## INSTRUCTIONS FOR THE TASK
Identify the lines in the data below that contain "this" and give only how many there are.

....

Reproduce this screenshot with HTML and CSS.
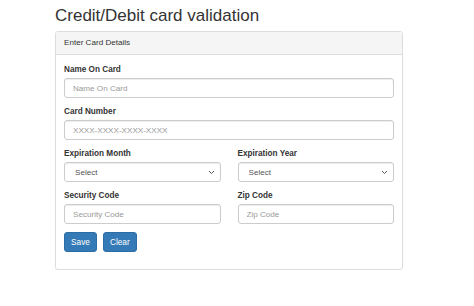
FILE: index.html
```html
<!DOCTYPE html>
<html lang="en">
<head>
    <meta charset="UTF-8">
    <meta name="viewport" content="width=device-width, initial-scale=1.0">
    <title>Credit/Debit card validation</title>
    <link rel="stylesheet" href="styles.css">
</head>
<body>
    <div class="container">
        <h1>Credit/Debit card validation</h1>

        <div class="panel">
            <div class="panel-heading">Enter Card Details</div>
            <div class="panel-body">
                <div class="form-group">
                    <label for="name">Name On Card</label>
                    <input type="text" id="name" class="form-control" placeholder="Name On Card">
                </div>
                <div class="form-group">
                    <label for="number">Card Number</label>
                    <input type="text" id="number" class="form-control" placeholder="XXXX-XXXX-XXXX-XXXX">
                </div>
                <div class="row">
                    <div class="form-group">
                        <label for="month">Expiration Month</label>
                        <div class="select-wrap">
                            <select id="month" class="form-control">
                                <option>Select</option>
                            </select>
                            <svg class="chevron" width="7" height="5" viewBox="0 0 7 5"><path d="M1 1 L3.5 3.5 L6 1" fill="none" stroke="#555" stroke-width="1"/></svg>
                        </div>
                    </div>
                    <div class="form-group">
                        <label for="year">Expiration Year</label>
                        <div class="select-wrap">
                            <select id="year" class="form-control">
                                <option>Select</option>
                            </select>
                            <svg class="chevron" width="7" height="5" viewBox="0 0 7 5"><path d="M1 1 L3.5 3.5 L6 1" fill="none" stroke="#555" stroke-width="1"/></svg>
                        </div>
                    </div>
                </div>
                <div class="row">
                    <div class="form-group">
                        <label for="cvv">Security Code</label>
                        <input type="text" id="cvv" class="form-control" placeholder="Security Code">
                    </div>
                    <div class="form-group">
                        <label for="zip">Zip Code</label>
                        <input type="text" id="zip" class="form-control" placeholder="Zip Code">
                    </div>
                </div>
                <div class="buttons">
                    <button class="btn">Save</button>
                    <button class="btn">Clear</button>
                </div>
            </div>
        </div>
    </div>
</body>
</html>
```

FILE: styles.css
```css
body {
    margin: 0;
    font-family: "Liberation Sans", Arial, sans-serif;
    font-size: 8px;
    color: #333;
    background: #fff;
}
.container {
    padding: 0 71px 0 55px;
}
h1 {
    margin: 0;
    padding-top: 6px;
    height: 25px;
    font-size: 17px;
    font-weight: normal;
    line-height: 20px;
    color: #333;
}
.panel {
    border: 1px solid #ddd;
    border-radius: 3px;
    box-shadow: 0 1px 1px rgba(0, 0, 0, 0.05);
}
.panel-heading {
    background-color: #f5f5f5;
    border-bottom: 1px solid #ddd;
    height: 22px;
    line-height: 22px;
    padding: 0 8px;
    font-size: 8.1px;
    color: #333;
}
.panel-body {
    padding: 8px 8px 8px 8px;
}
.form-group {
    margin-bottom: 7px;
}
.form-group label {
    display: block;
    font-weight: bold;
    font-size: 8.2px;
    line-height: 13px;
    height: 13px;
    margin-bottom: 2px;
}
.form-control {
    box-sizing: border-box;
    width: 100%;
    height: 20px;
    border: 1px solid #ccc;
    border-radius: 3px;
    padding: 0 8px;
    font-family: "Liberation Sans", Arial, sans-serif;
    font-size: 8.1px;
    color: #555;
    background: #fff;
    box-shadow: inset 0 1px 1px rgba(0, 0, 0, 0.075);
}
.form-control::placeholder {
    color: #999;
}
.row {
    display: grid;
    grid-template-columns: 1fr 1fr;
    column-gap: 17px;
}
.select-wrap {
    position: relative;
}
select.form-control {
    appearance: none;
    padding-left: 10px;
}
.chevron {
    position: absolute;
    right: 6px;
    top: 8px;
}
.buttons {
    display: flex;
    gap: 6px;
    padding-top: 1px;
    padding-bottom: 9px;
}
.btn {
    height: 20px;
    padding: 0 6px;
    border: 1px solid #2e6da4;
    border-radius: 3px;
    background-color: #337ab7;
    color: #fff;
    font-family: "Liberation Sans", Arial, sans-serif;
    font-size: 8.3px;
    cursor: pointer;
}
```
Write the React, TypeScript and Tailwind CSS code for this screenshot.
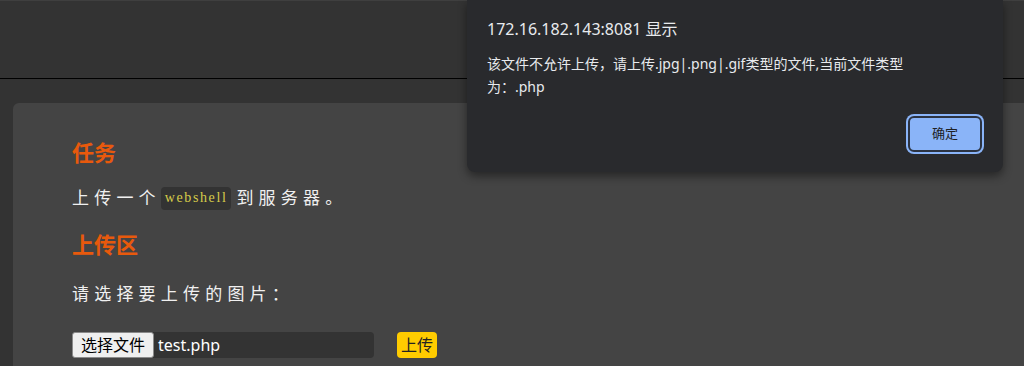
import React from "react";

const cjk = { fontFamily: '"Noto Sans", "Noto Sans CJK SC", sans-serif' };

const AlertDialog = () => (
  <div
    className="absolute top-0 left-[467px] w-[536px] h-[172px] rounded-b-lg bg-[#292a2d] shadow-[0_4px_10px_rgba(0,0,0,0.45)] px-5 pt-[17px]"
    style={cjk}
  >
    <div className="text-[16px] leading-[24px] text-[#e8eaed]">172.16.182.143:8081 显示</div>
    <p className="mt-[11px] text-[14px] leading-[23px] text-[#e8eaed]">
      该文件不允许上传，请上传.jpg|.png|.gif类型的文件,当前文件类型
      <br />
      为：.php
    </p>
    <div className="flex justify-end mt-[18px] pr-[1px]">
      <button className="w-[74px] h-[36px] rounded-[6px] bg-[#8ab4f8] border-2 border-[#2b3342] shadow-[0_0_0_2px_#8ab4f8] text-[13px] text-[#202124]">
        确定
      </button>
    </div>
  </div>
);

export default function App() {
  return (
    <div className="relative w-full h-[366px] overflow-hidden bg-[#333333]" style={cjk}>
      <div className="h-[79px] border-t border-[#3f3f3f] border-b border-b-black" />
      <div className="ml-[13px] mt-[24px] w-[1030px] h-[400px] rounded-md bg-[#444444] pl-[59px] pt-[34px]">
        <h2 className="text-[22px] leading-[30px] font-bold text-[#e8590c]">任务</h2>
        <p className="mt-[19px] text-[17px] leading-[24px] tracking-[5.2px] text-[#f0f0f0] flex items-center">
          上传一个
          <code
            className="mr-[5px] px-[4px] h-[23px] flex items-center rounded-[4px] bg-[#333333] text-[14px] tracking-[1.6px] text-[#d6cc4a]"
            style={{ fontFamily: '"Liberation Serif", serif' }}
          >
            webshell
          </code>
          到服务器。
        </p>
        <h2 className="mt-[19px] text-[22px] leading-[30px] font-bold text-[#e8590c]">上传区</h2>
        <p className="mt-[23px] text-[17px] leading-[24px] tracking-[5.2px] text-[#f0f0f0]">请选择要上传的图片：</p>
        <div className="mt-[26px] flex items-center">
          <div className="w-[302px] h-[26px] rounded-[4px] bg-[#333333] flex items-center">
            <span className="h-[26px] px-[8px] flex items-center bg-[#efefef] border border-[#8a8a8a] rounded-[3px] text-[16px] text-black">
              选择文件
            </span>
            <span className="ml-[4px] text-[16px] text-white">test.php</span>
          </div>
          <button className="ml-[23px] h-[26px] px-[4px] rounded-[4px] bg-[#ffcc00] text-[16px] text-[#222]">上传</button>
        </div>
      </div>
      <AlertDialog />
    </div>
  );
}
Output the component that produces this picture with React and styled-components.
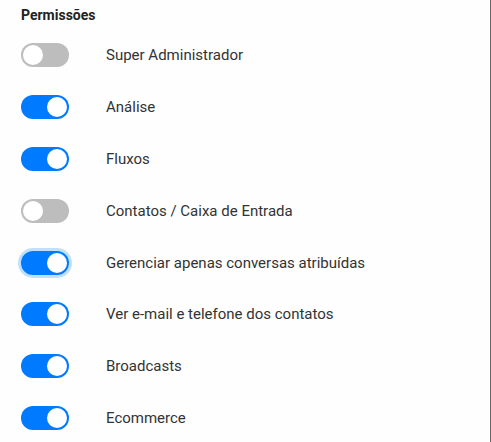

....

## TASK RESULT
3